A great blue heron tests the waters of Kalamalka Lake. (Carla Hunt photo)

LETTER: Vernon’s Great Blue Heron a gift

To the editor:

These big birds belong to nature, as does all wildlife. We are not meant to bring them any harm. They are not ours to possess.

Vernon’s Great Blue Herons are for everyone to enjoy.

Being the property owner of the herons’ annual nesting site requires a lot of love, physical labour and personal expense. Civic taxes, liability coverage, surveillance costs and weed control are necessary for achieving a positive outcome here. Our family takes these responsibilities seriously. I write annual reports which are essential for doing comparisons from one year to the next.

We are grateful for the much needed emotional support we continue to receive. We do not take it for granted now and have never taken it for granted in the past.

The COVID-19 pandemic has created multiple challenges for humanity. Vernon’s Great Blue Heron Colony experiences natural challenges each and every day. Incidents which occur in the heronry are in the “raw.” They range from truly sad (chicks being eaten by eagles, nests blowing down, etc.) to up-lifting joys (herons returning to build/renovate nests, chicks first poking their heads above their shelters, parents’ feeding routines, “chicksters” scrapping over who receives the most, juveniles doing wing-exercises, etc.).

Eagles devouring chicks is harsh. Hawks harassing the colony, causing nests to be vacated at vulnerable times, is very upsetting to witness. Assorted egg thieves cause damage. When nests full of newly-hatched off-spring are tossed to the ground in a sudden gale, it is tragic. Watching a juvenile, incapable of fledging, take a fatal fall, makes a bystander feel helpless.

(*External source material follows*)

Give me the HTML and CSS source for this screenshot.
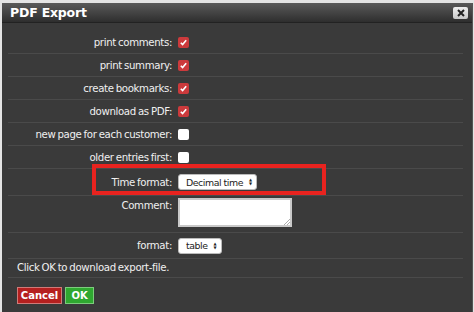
FILE: index.html
```html
<!DOCTYPE html>
<html>
<head>
<meta charset="utf-8">
<link rel="stylesheet" href="styles.css">
</head>
<body>
<div class="dialog">
  <div class="titlebar">
    <span class="title">PDF Export</span>
    <span class="close"><svg width="8" height="8" viewBox="0 0 8 8"><path d="M1 1L7 7M7 1L1 7" stroke="#222" stroke-width="2"/></svg></span>
  </div>
  <div class="content">
    <div class="row"><span class="label">print comments:</span><span class="cb on"><svg viewBox="0 0 11 11" width="11" height="11"><path d="M2.8 5.8L4.6 7.6L8.2 3.2" fill="none" stroke="#fff" stroke-width="1.6"/></svg></span></div>
    <div class="row"><span class="label">print summary:</span><span class="cb on"><svg viewBox="0 0 11 11" width="11" height="11"><path d="M2.8 5.8L4.6 7.6L8.2 3.2" fill="none" stroke="#fff" stroke-width="1.6"/></svg></span></div>
    <div class="row"><span class="label">create bookmarks:</span><span class="cb on"><svg viewBox="0 0 11 11" width="11" height="11"><path d="M2.8 5.8L4.6 7.6L8.2 3.2" fill="none" stroke="#fff" stroke-width="1.6"/></svg></span></div>
    <div class="row"><span class="label">download as PDF:</span><span class="cb on"><svg viewBox="0 0 11 11" width="11" height="11"><path d="M2.8 5.8L4.6 7.6L8.2 3.2" fill="none" stroke="#fff" stroke-width="1.6"/></svg></span></div>
    <div class="row"><span class="label">new page for each customer:</span><span class="cb"></span></div>
    <div class="row"><span class="label">older entries first:</span><span class="cb"></span></div>
    <div class="row row-select"><span class="label">Time format:</span><span class="select"><span>Decimal time</span><span class="arrows">&#9650;<br>&#9660;</span></span>
      <div class="highlight"></div>
    </div>
    <div class="row row-top"><span class="label">Comment:</span><span class="textarea"><svg class="grip" width="7" height="7" viewBox="0 0 7 7"><path d="M1 7L7 1M4 7L7 4" stroke="#999" stroke-width="0.8"/></svg></span></div>
    <div class="row row-select2"><span class="label">format:</span><span class="select"><span>table</span><span class="arrows">&#9650;<br>&#9660;</span></span></div>
    <div class="row note">Click OK to download export-file.</div>
    <div class="buttons"><span class="btn cancel">Cancel</span><span class="btn ok">OK</span></div>
  </div>
</div>
</body>
</html>
```
FILE: styles.css
```css
html, body { margin: 0; padding: 0; }
body {
  width: 474px; height: 312px; overflow: hidden;
  background: #e4e4e4;
  font-family: "DejaVu Sans", Verdana, sans-serif;
}
.dialog {
  margin: 3px 1px 0 2px;
  height: 309px;
  background: #3a3a3a;
  border-right: 1px solid #555;
  box-sizing: border-box;
}
.titlebar {
  height: 19px;
  background: linear-gradient(#5a5a5a, #2e2e2e);
  display: flex; align-items: center; justify-content: space-between;
  padding: 0 4px 0 8px;
  border-bottom: 1px solid #222;
}
.title { color: #fff; font-weight: bold; font-size: 12.5px; letter-spacing: -0.2px; }
.close {
  width: 15px; height: 12px; border-radius: 2px;
  background: linear-gradient(#f0f0f0, #c8c8c8);
  display: flex; align-items: center; justify-content: center;
}
.content { padding: 8px 9px 0 6px; position: relative; }
.row {
  display: grid; grid-template-columns: 164px auto; column-gap: 6px;
  align-items: center;
  height: 22px;
  border-bottom: 1px solid #4a4a4a;
  color: #f0f0f0; font-size: 10.2px; letter-spacing: -0.35px; word-spacing: -0.8px;
}
.label { text-align: right; white-space: nowrap; }
.cb {
  width: 11px; height: 11px; border-radius: 2px; background: #fff;
  display: block;
}
.cb.on { background: #cc3a3c; }
.cb svg { display: block; }
.row-select { height: 26px; position: relative; }
.select {
  display: inline-flex; align-items: center; justify-content: space-between;
  justify-self: start; white-space: nowrap;
  height: 16px; padding: 0 4px 0 7px;
  background: #fff; border-radius: 3px;
  border: 1px solid #bbb;
  color: #222; font-size: 9.4px; letter-spacing: -0.45px; word-spacing: 0;
  box-sizing: border-box; gap: 6px;
}
.arrows { font-size: 4px; line-height: 4px; color: #222; letter-spacing: 0; }
.highlight {
  position: absolute; left: 84px; top: -5px; width: 234px; height: 31px;
  border: 4px solid #e8231f; box-sizing: border-box;
}
.row-top { height: 36px; align-items: start; }
.row-top .label { padding-top: 4px; }
.textarea {
  margin-top: 2px;
  width: 114px; height: 29px; background: #fff;
  border: 2px solid #c9c9c9; box-sizing: border-box; position: relative;
}
.grip { position: absolute; right: 0; bottom: 0; }
.row-select2 { height: 25px; }
.note { display: block; height: 18px; line-height: 18px; padding-left: 9px; }
.buttons { display: flex; gap: 3px; padding: 9px 0 0 9px; }
.btn {
  height: 17px; box-sizing: border-box; color: #fff; font-weight: bold;
  font-size: 10px; display: flex; align-items: center; justify-content: center;
  border: 1px solid #999;
}
.cancel { width: 45px; background: #b5201f; border-color: #d07a78; }
.ok { width: 29px; background: #2fa830; border-color: #7ccc7c; }
```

Siblicide is a sad tale, too. When an adult with a nest full of chicks dies, the mate left to cope with its growing, hungry, feathered-family struggles to keep up. Young in that situation wait hours between feedings, and that tugs at one’s heart-strings.

On July 1, 2016, a beautiful adult heron, with three bullet holes in it, was left at Vernon Heronry’s front gate…a wicked act by a cruel person. There are humans who stand-up for environmental causes. More are needed. Often it is the uninformed few who cause problems for these innocent creatures, sometimes, unintentionally.

By observing the Great Blue Heron from a respectful distance with binoculars, we can learn a great deal.

Each and every heron is unique in behaviour, despite attire which makes them hard to tell apart. These birds find little privacy in their high-rise Cottonwood nests, until after foliage fills-in. When they are in natural spaces, at ground level, they often respond as though they feel threatened. Searching for food/nest-needs, while guarding against danger, increases tension evident by their body language.

Herons notice every move we make; but wearing dark clothing when we are watching them makes us less visible. We can enjoy observing these iconic birds’ habits, their graceful aerobatic displays and their many comical family antics. It is a privilege to catch a glimpse into their world, while serenely benefitting ourselves.

The Mission Statement of Vernon Heronry Protection Society: We will do our best, as much as humanly possible, to provide continuation of environmental safe-guards, for protection of Vernon Heronry’s habitat.We will promote educational awareness to assist with helping the Great Blue Heron’s survival, for future generations.